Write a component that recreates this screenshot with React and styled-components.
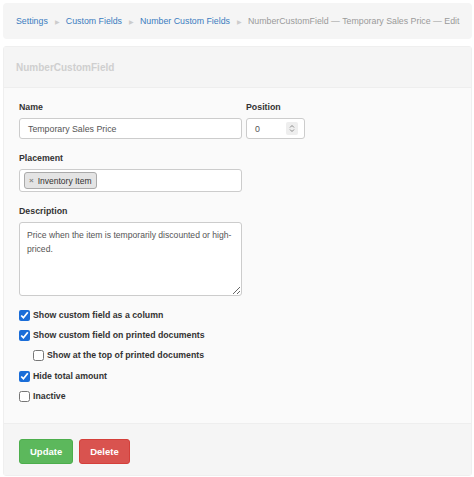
import React from "react";
import styled, { createGlobalStyle } from "styled-components";

const GlobalStyle = createGlobalStyle`
  html, body {
    margin: 0;
    padding: 0;
    background: #fff;
  }
  body {
    font-family: "Liberation Sans", Arial, sans-serif;
    color: #333;
  }
`;

const Page = styled.div`
  padding: 3px 2px 2px 3px;
  display: flex;
  flex-direction: column;
  gap: 7px;
`;

const Breadcrumb = styled.ol`
  list-style: none;
  margin: 0;
  padding: 0 13px;
  height: 36px;
  display: flex;
  align-items: center;
  background: #f5f5f5;
  border-radius: 4px;
  font-size: 8.8px;
  white-space: nowrap;
  overflow: hidden;
`;

const Crumb = styled.li`
  color: ${(p) => (p.$active ? "#9a9a9a" : "#3a7cc0")};
  display: flex;
  align-items: center;
`;

const Sep = styled.span`
  color: #ccc;
  font-size: 6px;
  margin: 0 6px 0 7px;
`;

const Panel = styled.div`
  background: #fafafa;
  border: 1px solid #efefef;
  border-radius: 3px;
  display: flex;
  flex-direction: column;
  height: 428px;
`;

const PanelHeading = styled.div`
  height: 40px;
  padding: 0 12px;
  display: flex;
  align-items: center;
  background: #f5f5f5;
  border-bottom: 1px solid #eee;
  color: #cfcfcf;
  font-weight: bold;
  font-size: 10px;
`;

const PanelBody = styled.div`
  flex: 1;
  padding: 13px 15px 0;
`;

const Row = styled.div`
  display: flex;
  gap: 4px;
  margin-bottom: 13px;
`;

const Field = styled.div`
  display: flex;
  flex-direction: column;
  width: ${(p) => p.$width}px;
`;

const Label = styled.label`
  font-weight: bold;
  font-size: 8.8px;
  color: #333;
  line-height: 12px;
  margin-bottom: 5px;
`;

const Input = styled.div`
  height: 21px;
  box-sizing: border-box;
  border: 1px solid #ccc;
  border-radius: 3px;
  background: #fff;
  display: flex;
  align-items: center;
  justify-content: space-between;
  padding: 0 8px;
  font-size: 8.8px;
  color: #555;
`;

const Spinner = styled.span`
  width: 12px;
  height: 13px;
  border-radius: 2px;
  background: #eee;
  display: flex;
  align-items: center;
  justify-content: center;
  margin-right: -2px;
`;

const TagBox = styled.div`
  height: 23px;
  box-sizing: border-box;
  border: 1px solid #ccc;
  border-radius: 3px;
  background: #fff;
  display: flex;
  align-items: center;
  padding: 0 4px;
`;

const Tag = styled.span`
  display: inline-flex;
  align-items: center;
  gap: 4px;
  height: 15px;
  padding: 0 4px;
  border: 1px solid #aaa;
  border-radius: 3px;
  background: #e4e4e4;
  font-size: 8.5px;
  color: #333;
`;

const TagRemove = styled.span`
  color: #888;
  font-weight: bold;
  font-size: 8px;
`;

const TextArea = styled.textarea`
  height: 74px;
  box-sizing: border-box;
  border: 1px solid #ccc;
  border-radius: 3px;
  background: #fff;
  padding: 5px 6px 5px 7px;
  font-family: "Liberation Sans", Arial, sans-serif;
  font-size: 8.6px;
  line-height: 14px;
  color: #555;
  resize: vertical;
  outline: none;
`;

const Checks = styled.div`
  margin-top: -4px;
  display: flex;
  flex-direction: column;
`;

const CheckRow = styled.label`
  display: flex;
  align-items: center;
  gap: 3px;
  height: 20px;
  padding-left: ${(p) => (p.$indent ? 14 : 0)}px;
  margin-top: ${(p) => (p.$spaced ? 1 : 0)}px;
  font-weight: bold;
  font-size: 8.75px;
  color: #333;
`;

const Box = styled.input`
  width: 11px;
  height: 11px;
  margin: 0;
  accent-color: #1a6dd8;
`;

const PanelFooter = styled.div`
  height: 52px;
  box-sizing: border-box;
  padding: 15px 15px 0;
  background: #f5f5f5;
  border-top: 1px solid #eee;
  display: flex;
  align-items: flex-start;
  gap: 6px;
`;

const Button = styled.button`
  height: 25px;
  padding: 0 10px;
  border: 1px solid ${(p) => (p.$danger ? "#d43f3a" : "#4cae4c")};
  border-radius: 3px;
  background: ${(p) => (p.$danger ? "#d9534f" : "#5cb85c")};
  color: #fff;
  font-family: "Liberation Sans", Arial, sans-serif;
  font-weight: bold;
  font-size: 9.5px;
`;

const checks = [
  { label: "Show custom field as a column", checked: true },
  { label: "Show custom field on printed documents", checked: true },
  { label: "Show at the top of printed documents", checked: false, indent: true },
  { label: "Hide total amount", checked: true, spaced: true },
  { label: "Inactive", checked: false },
];

export default function App() {
  return (
    <>
      <GlobalStyle />
      <Page>
        <Breadcrumb>
          <Crumb>Settings</Crumb>
          <Sep>▶</Sep>
          <Crumb>Custom Fields</Crumb>
          <Sep>▶</Sep>
          <Crumb>Number Custom Fields</Crumb>
          <Sep>▶</Sep>
          <Crumb $active>NumberCustomField — Temporary Sales Price — Edit</Crumb>
        </Breadcrumb>
        <Panel>
          <PanelHeading>NumberCustomField</PanelHeading>
          <PanelBody>
            <Row>
              <Field $width={223}>
                <Label>Name</Label>
                <Input>Temporary Sales Price</Input>
              </Field>
              <Field $width={59}>
                <Label>Position</Label>
                <Input>
                  0
                  <Spinner>
                    <svg width="6" height="9" viewBox="0 0 6 9" fill="none" stroke="#888" strokeWidth="1">
                      <path d="M1 3.5 L3 1.5 L5 3.5" />
                      <path d="M1 5.5 L3 7.5 L5 5.5" />
                    </svg>
                  </Spinner>
                </Input>
              </Field>
            </Row>
            <Row>
              <Field $width={223}>
                <Label>Placement</Label>
                <TagBox>
                  <Tag>
                    <TagRemove>×</TagRemove>
                    Inventory Item
                  </Tag>
                </TagBox>
              </Field>
            </Row>
            <Row>
              <Field $width={223}>
                <Label>Description</Label>
                <TextArea
                  readOnly
                  defaultValue="Price when the item is temporarily discounted or high-priced."
                />
              </Field>
            </Row>
            <Checks>
              {checks.map((c) => (
                <CheckRow key={c.label} $indent={c.indent} $spaced={c.spaced}>
                  <Box type="checkbox" defaultChecked={c.checked} />
                  {c.label}
                </CheckRow>
              ))}
            </Checks>
          </PanelBody>
          <PanelFooter>
            <Button>Update</Button>
            <Button $danger>Delete</Button>
          </PanelFooter>
        </Panel>
      </Page>
    </>
  );
}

• What to produce:
All of the data above should be transcribed verbatim, with pictures omitted.

• Result of this exercise:
Write a component that recreates this screenshot with React and styled-components.
import React from "react";
import styled, { createGlobalStyle } from "styled-components";

const GlobalStyle = createGlobalStyle`
  html, body {
    margin: 0;
    padding: 0;
    background: #fff;
  }
  body {
    font-family: "Liberation Sans", Arial, sans-serif;
    color: #333;
  }
`;

const Page = styled.div`
  padding: 3px 2px 2px 3px;
  display: flex;
  flex-direction: column;
  gap: 7px;
`;

const Breadcrumb = styled.ol`
  list-style: none;
  margin: 0;
  padding: 0 13px;
  height: 36px;
  display: flex;
  align-items: center;
  background: #f5f5f5;
  border-radius: 4px;
  font-size: 8.8px;
  white-space: nowrap;
  overflow: hidden;
`;

const Crumb = styled.li`
  color: ${(p) => (p.$active ? "#9a9a9a" : "#3a7cc0")};
  display: flex;
  align-items: center;
`;

const Sep = styled.span`
  color: #ccc;
  font-size: 6px;
  margin: 0 6px 0 7px;
`;

const Panel = styled.div`
  background: #fafafa;
  border: 1px solid #efefef;
  border-radius: 3px;
  display: flex;
  flex-direction: column;
  height: 428px;
`;

const PanelHeading = styled.div`
  height: 40px;
  padding: 0 12px;
  display: flex;
  align-items: center;
  background: #f5f5f5;
  border-bottom: 1px solid #eee;
  color: #cfcfcf;
  font-weight: bold;
  font-size: 10px;
`;

const PanelBody = styled.div`
  flex: 1;
  padding: 13px 15px 0;
`;

const Row = styled.div`
  display: flex;
  gap: 4px;
  margin-bottom: 13px;
`;

const Field = styled.div`
  display: flex;
  flex-direction: column;
  width: ${(p) => p.$width}px;
`;

const Label = styled.label`
  font-weight: bold;
  font-size: 8.8px;
  color: #333;
  line-height: 12px;
  margin-bottom: 5px;
`;

const Input = styled.div`
  height: 21px;
  box-sizing: border-box;
  border: 1px solid #ccc;
  border-radius: 3px;
  background: #fff;
  display: flex;
  align-items: center;
  justify-content: space-between;
  padding: 0 8px;
  font-size: 8.8px;
  color: #555;
`;

const Spinner = styled.span`
  width: 12px;
  height: 13px;
  border-radius: 2px;
  background: #eee;
  display: flex;
  align-items: center;
  justify-content: center;
  margin-right: -2px;
`;

const TagBox = styled.div`
  height: 23px;
  box-sizing: border-box;
  border: 1px solid #ccc;
  border-radius: 3px;
  background: #fff;
  display: flex;
  align-items: center;
  padding: 0 4px;
`;

const Tag = styled.span`
  display: inline-flex;
  align-items: center;
  gap: 4px;
  height: 15px;
  padding: 0 4px;
  border: 1px solid #aaa;
  border-radius: 3px;
  background: #e4e4e4;
  font-size: 8.5px;
  color: #333;
`;

const TagRemove = styled.span`
  color: #888;
  font-weight: bold;
  font-size: 8px;
`;

const TextArea = styled.textarea`
  height: 74px;
  box-sizing: border-box;
  border: 1px solid #ccc;
  border-radius: 3px;
  background: #fff;
  padding: 5px 6px 5px 7px;
  font-family: "Liberation Sans", Arial, sans-serif;
  font-size: 8.6px;
  line-height: 14px;
  color: #555;
  resize: vertical;
  outline: none;
`;

const Checks = styled.div`
  margin-top: -4px;
  display: flex;
  flex-direction: column;
`;

const CheckRow = styled.label`
  display: flex;
  align-items: center;
  gap: 3px;
  height: 20px;
  padding-left: ${(p) => (p.$indent ? 14 : 0)}px;
  margin-top: ${(p) => (p.$spaced ? 1 : 0)}px;
  font-weight: bold;
  font-size: 8.75px;
  color: #333;
`;

const Box = styled.input`
  width: 11px;
  height: 11px;
  margin: 0;
  accent-color: #1a6dd8;
`;

const PanelFooter = styled.div`
  height: 52px;
  box-sizing: border-box;
  padding: 15px 15px 0;
  background: #f5f5f5;
  border-top: 1px solid #eee;
  display: flex;
  align-items: flex-start;
  gap: 6px;
`;

const Button = styled.button`
  height: 25px;
  padding: 0 10px;
  border: 1px solid ${(p) => (p.$danger ? "#d43f3a" : "#4cae4c")};
  border-radius: 3px;
  background: ${(p) => (p.$danger ? "#d9534f" : "#5cb85c")};
  color: #fff;
  font-family: "Liberation Sans", Arial, sans-serif;
  font-weight: bold;
  font-size: 9.5px;
`;

const checks = [
  { label: "Show custom field as a column", checked: true },
  { label: "Show custom field on printed documents", checked: true },
  { label: "Show at the top of printed documents", checked: false, indent: true },
  { label: "Hide total amount", checked: true, spaced: true },
  { label: "Inactive", checked: false },
];

export default function App() {
  return (
    <>
      <GlobalStyle />
      <Page>
        <Breadcrumb>
          <Crumb>Settings</Crumb>
          <Sep>▶</Sep>
          <Crumb>Custom Fields</Crumb>
          <Sep>▶</Sep>
          <Crumb>Number Custom Fields</Crumb>
          <Sep>▶</Sep>
          <Crumb $active>NumberCustomField — Temporary Sales Price — Edit</Crumb>
        </Breadcrumb>
        <Panel>
          <PanelHeading>NumberCustomField</PanelHeading>
          <PanelBody>
            <Row>
              <Field $width={223}>
                <Label>Name</Label>
                <Input>Temporary Sales Price</Input>
              </Field>
              <Field $width={59}>
                <Label>Position</Label>
                <Input>
                  0
                  <Spinner>
                    <svg width="6" height="9" viewBox="0 0 6 9" fill="none" stroke="#888" strokeWidth="1">
                      <path d="M1 3.5 L3 1.5 L5 3.5" />
                      <path d="M1 5.5 L3 7.5 L5 5.5" />
                    </svg>
                  </Spinner>
                </Input>
              </Field>
            </Row>
            <Row>
              <Field $width={223}>
                <Label>Placement</Label>
                <TagBox>
                  <Tag>
                    <TagRemove>×</TagRemove>
                    Inventory Item
                  </Tag>
                </TagBox>
              </Field>
            </Row>
            <Row>
              <Field $width={223}>
                <Label>Description</Label>
                <TextArea
                  readOnly
                  defaultValue="Price when the item is temporarily discounted or high-priced."
                />
              </Field>
            </Row>
            <Checks>
              {checks.map((c) => (
                <CheckRow key={c.label} $indent={c.indent} $spaced={c.spaced}>
                  <Box type="checkbox" defaultChecked={c.checked} />
                  {c.label}
                </CheckRow>
              ))}
            </Checks>
          </PanelBody>
          <PanelFooter>
            <Button>Update</Button>
            <Button $danger>Delete</Button>
          </PanelFooter>
        </Panel>
      </Page>
    </>
  );
}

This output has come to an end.